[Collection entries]
┄┄┄┄┄┄

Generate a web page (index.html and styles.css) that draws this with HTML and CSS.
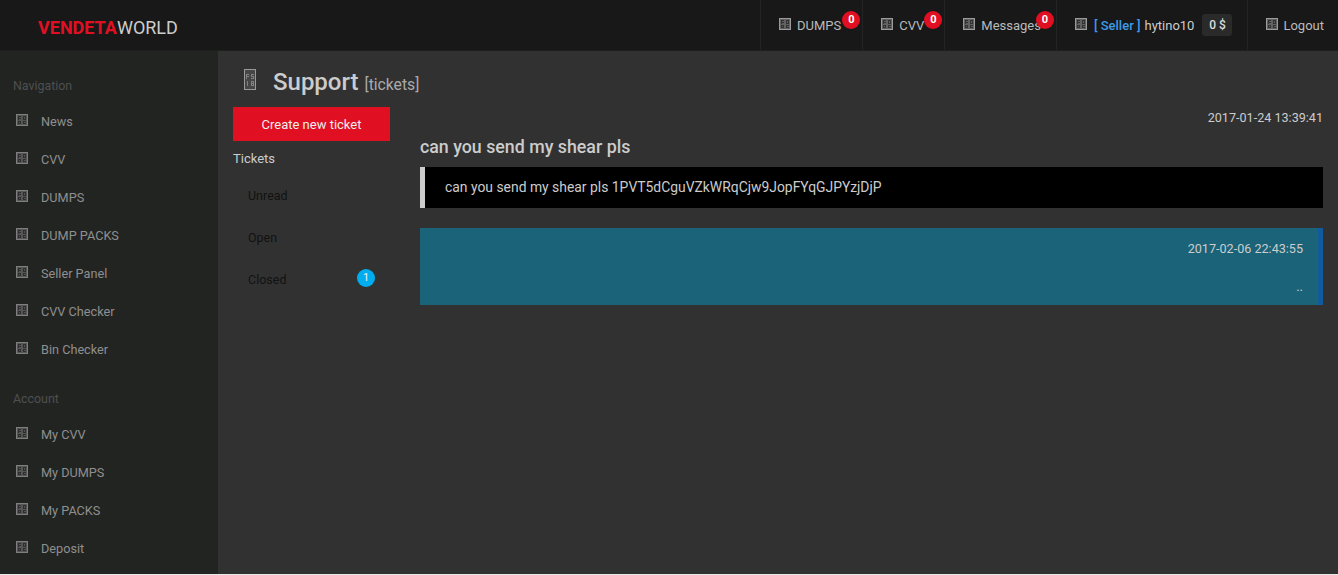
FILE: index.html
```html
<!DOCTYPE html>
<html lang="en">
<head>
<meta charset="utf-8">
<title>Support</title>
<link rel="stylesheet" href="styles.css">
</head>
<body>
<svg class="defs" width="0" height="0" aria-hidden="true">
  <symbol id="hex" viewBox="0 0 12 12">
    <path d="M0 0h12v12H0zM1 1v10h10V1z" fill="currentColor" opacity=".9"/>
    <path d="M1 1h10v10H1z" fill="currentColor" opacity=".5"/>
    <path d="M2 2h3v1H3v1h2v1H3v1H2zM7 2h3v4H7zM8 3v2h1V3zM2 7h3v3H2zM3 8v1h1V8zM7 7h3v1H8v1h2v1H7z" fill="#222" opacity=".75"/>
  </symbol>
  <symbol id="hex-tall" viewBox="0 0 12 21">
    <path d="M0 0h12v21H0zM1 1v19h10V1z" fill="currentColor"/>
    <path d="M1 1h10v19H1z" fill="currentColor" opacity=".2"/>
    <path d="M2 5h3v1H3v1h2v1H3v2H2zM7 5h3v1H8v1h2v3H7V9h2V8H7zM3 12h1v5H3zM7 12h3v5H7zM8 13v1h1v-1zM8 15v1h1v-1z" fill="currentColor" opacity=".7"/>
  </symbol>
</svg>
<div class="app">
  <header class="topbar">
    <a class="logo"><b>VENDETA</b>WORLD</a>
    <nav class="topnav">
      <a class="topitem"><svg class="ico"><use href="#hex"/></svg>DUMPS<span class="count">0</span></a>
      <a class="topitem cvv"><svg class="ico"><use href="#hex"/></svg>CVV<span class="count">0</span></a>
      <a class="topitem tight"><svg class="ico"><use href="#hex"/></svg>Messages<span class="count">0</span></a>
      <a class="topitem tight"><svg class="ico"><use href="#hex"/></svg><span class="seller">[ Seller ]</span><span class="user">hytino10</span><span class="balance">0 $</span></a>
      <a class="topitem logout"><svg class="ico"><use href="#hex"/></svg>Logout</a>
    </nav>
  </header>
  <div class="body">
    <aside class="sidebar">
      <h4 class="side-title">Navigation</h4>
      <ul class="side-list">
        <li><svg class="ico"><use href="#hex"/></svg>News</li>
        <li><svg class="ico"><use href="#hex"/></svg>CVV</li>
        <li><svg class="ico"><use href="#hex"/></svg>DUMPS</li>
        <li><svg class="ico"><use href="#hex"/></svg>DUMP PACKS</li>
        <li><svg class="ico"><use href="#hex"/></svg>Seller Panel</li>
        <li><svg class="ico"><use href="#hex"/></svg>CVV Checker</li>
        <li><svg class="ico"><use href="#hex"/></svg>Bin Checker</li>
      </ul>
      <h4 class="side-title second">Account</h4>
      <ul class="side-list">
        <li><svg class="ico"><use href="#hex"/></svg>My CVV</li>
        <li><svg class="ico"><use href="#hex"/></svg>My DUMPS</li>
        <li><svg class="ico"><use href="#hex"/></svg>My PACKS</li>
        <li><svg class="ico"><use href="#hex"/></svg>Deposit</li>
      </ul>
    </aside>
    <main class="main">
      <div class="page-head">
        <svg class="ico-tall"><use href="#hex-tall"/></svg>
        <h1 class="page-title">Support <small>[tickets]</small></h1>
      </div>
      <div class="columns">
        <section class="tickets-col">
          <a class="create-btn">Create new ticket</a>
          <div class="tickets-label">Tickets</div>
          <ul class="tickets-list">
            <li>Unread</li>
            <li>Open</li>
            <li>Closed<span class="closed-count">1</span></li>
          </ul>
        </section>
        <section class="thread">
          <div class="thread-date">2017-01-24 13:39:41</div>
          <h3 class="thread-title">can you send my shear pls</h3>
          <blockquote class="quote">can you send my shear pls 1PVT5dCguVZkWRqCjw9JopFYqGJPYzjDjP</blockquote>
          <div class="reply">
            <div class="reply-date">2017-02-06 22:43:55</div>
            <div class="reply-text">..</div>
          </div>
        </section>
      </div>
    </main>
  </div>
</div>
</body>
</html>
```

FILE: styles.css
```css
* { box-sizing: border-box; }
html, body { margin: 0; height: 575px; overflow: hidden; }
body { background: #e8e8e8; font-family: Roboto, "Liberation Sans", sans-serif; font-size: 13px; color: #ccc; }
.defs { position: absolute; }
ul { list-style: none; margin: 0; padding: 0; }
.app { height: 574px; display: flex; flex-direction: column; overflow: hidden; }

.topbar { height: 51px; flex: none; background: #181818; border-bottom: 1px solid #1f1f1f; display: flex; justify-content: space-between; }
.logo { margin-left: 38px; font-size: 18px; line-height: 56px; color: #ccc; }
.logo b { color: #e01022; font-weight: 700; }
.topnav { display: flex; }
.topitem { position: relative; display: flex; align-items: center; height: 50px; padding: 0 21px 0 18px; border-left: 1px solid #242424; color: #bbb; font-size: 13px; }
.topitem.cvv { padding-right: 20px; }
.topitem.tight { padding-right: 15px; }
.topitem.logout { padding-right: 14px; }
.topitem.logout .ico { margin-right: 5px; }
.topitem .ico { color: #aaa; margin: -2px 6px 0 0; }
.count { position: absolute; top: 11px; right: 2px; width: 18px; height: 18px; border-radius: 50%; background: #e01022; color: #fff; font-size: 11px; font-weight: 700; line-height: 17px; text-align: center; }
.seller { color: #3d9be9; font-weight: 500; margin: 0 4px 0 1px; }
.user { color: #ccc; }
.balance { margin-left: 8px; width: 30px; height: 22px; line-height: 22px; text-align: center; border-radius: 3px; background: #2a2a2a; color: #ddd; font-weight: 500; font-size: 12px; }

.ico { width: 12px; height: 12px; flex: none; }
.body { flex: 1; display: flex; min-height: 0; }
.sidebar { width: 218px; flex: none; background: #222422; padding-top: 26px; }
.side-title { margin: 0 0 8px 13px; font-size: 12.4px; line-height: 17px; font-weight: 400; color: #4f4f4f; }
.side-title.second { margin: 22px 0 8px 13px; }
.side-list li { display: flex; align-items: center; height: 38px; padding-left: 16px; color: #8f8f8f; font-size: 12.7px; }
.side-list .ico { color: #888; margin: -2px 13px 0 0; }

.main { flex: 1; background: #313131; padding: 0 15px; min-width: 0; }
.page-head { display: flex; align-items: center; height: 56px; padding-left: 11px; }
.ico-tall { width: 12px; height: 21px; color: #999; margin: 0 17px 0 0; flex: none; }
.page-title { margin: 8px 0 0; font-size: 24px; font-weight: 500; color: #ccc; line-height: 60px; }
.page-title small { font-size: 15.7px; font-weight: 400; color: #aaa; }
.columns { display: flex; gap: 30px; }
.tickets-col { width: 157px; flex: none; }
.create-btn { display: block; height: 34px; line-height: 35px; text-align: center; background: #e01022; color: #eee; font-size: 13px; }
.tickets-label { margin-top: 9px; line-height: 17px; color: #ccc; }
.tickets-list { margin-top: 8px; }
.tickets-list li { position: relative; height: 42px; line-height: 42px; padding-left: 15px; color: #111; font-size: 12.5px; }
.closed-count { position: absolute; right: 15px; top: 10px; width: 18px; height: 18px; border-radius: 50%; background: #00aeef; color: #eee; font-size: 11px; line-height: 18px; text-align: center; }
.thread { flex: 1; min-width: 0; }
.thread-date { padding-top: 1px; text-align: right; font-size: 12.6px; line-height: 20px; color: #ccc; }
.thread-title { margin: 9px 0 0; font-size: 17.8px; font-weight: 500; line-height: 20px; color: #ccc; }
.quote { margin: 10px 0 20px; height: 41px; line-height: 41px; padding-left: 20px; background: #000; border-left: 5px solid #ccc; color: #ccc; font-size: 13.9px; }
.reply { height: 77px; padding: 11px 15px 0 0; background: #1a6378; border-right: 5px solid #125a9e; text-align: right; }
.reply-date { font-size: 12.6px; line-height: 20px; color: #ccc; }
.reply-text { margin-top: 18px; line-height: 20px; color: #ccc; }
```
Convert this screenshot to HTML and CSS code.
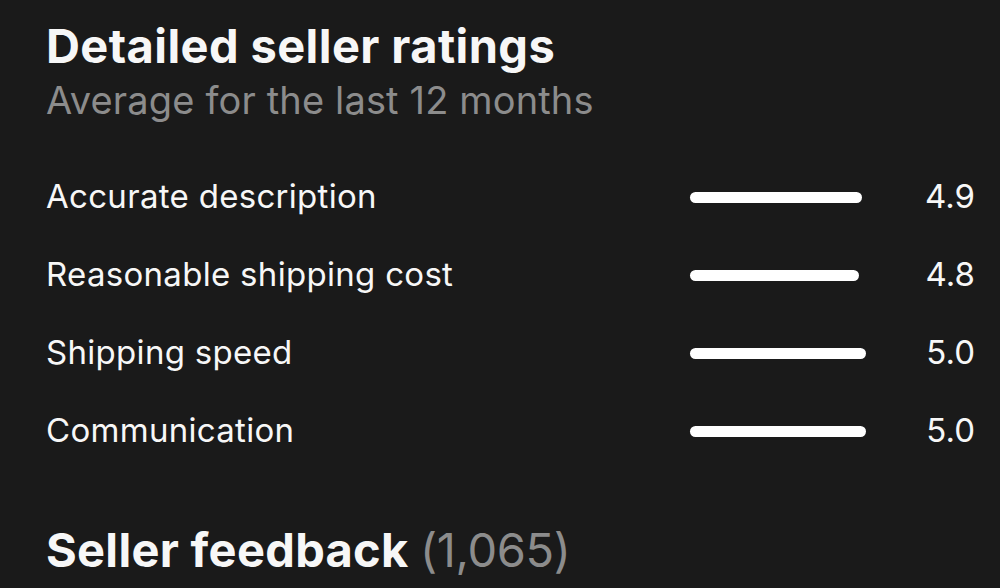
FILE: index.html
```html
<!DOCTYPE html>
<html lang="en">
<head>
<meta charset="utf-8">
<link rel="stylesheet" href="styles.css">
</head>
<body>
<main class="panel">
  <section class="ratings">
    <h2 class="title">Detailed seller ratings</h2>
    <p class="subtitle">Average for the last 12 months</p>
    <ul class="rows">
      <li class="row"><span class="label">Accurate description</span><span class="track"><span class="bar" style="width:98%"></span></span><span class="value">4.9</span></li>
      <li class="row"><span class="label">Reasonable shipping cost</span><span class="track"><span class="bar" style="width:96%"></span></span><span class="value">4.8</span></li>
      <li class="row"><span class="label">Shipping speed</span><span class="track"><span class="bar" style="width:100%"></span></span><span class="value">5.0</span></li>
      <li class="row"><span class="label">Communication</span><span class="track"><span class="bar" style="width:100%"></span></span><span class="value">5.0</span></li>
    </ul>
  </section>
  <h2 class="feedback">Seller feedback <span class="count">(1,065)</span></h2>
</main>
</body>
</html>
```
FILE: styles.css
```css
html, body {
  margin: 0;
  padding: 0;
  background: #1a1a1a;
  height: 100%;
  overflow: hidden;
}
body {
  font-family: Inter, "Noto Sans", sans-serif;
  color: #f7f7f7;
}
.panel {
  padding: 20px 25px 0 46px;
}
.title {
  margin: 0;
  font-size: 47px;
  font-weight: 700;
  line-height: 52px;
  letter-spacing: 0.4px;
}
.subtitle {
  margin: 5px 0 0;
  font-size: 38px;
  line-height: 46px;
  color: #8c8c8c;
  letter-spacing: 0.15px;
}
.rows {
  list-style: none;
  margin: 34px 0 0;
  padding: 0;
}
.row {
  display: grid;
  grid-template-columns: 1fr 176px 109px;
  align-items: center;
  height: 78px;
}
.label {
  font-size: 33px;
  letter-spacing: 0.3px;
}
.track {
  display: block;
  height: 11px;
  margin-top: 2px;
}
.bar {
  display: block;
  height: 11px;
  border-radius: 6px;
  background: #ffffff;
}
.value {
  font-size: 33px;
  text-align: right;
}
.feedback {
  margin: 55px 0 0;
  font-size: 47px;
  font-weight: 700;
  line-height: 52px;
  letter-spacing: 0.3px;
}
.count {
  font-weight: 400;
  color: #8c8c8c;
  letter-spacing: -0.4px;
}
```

┄┄┄┄┄┄

Go through the material and select each line with the string "this" in it.

Generate a web page (index.html and styles.css) that draws this with HTML and CSS.
Convert this screenshot to HTML and CSS code.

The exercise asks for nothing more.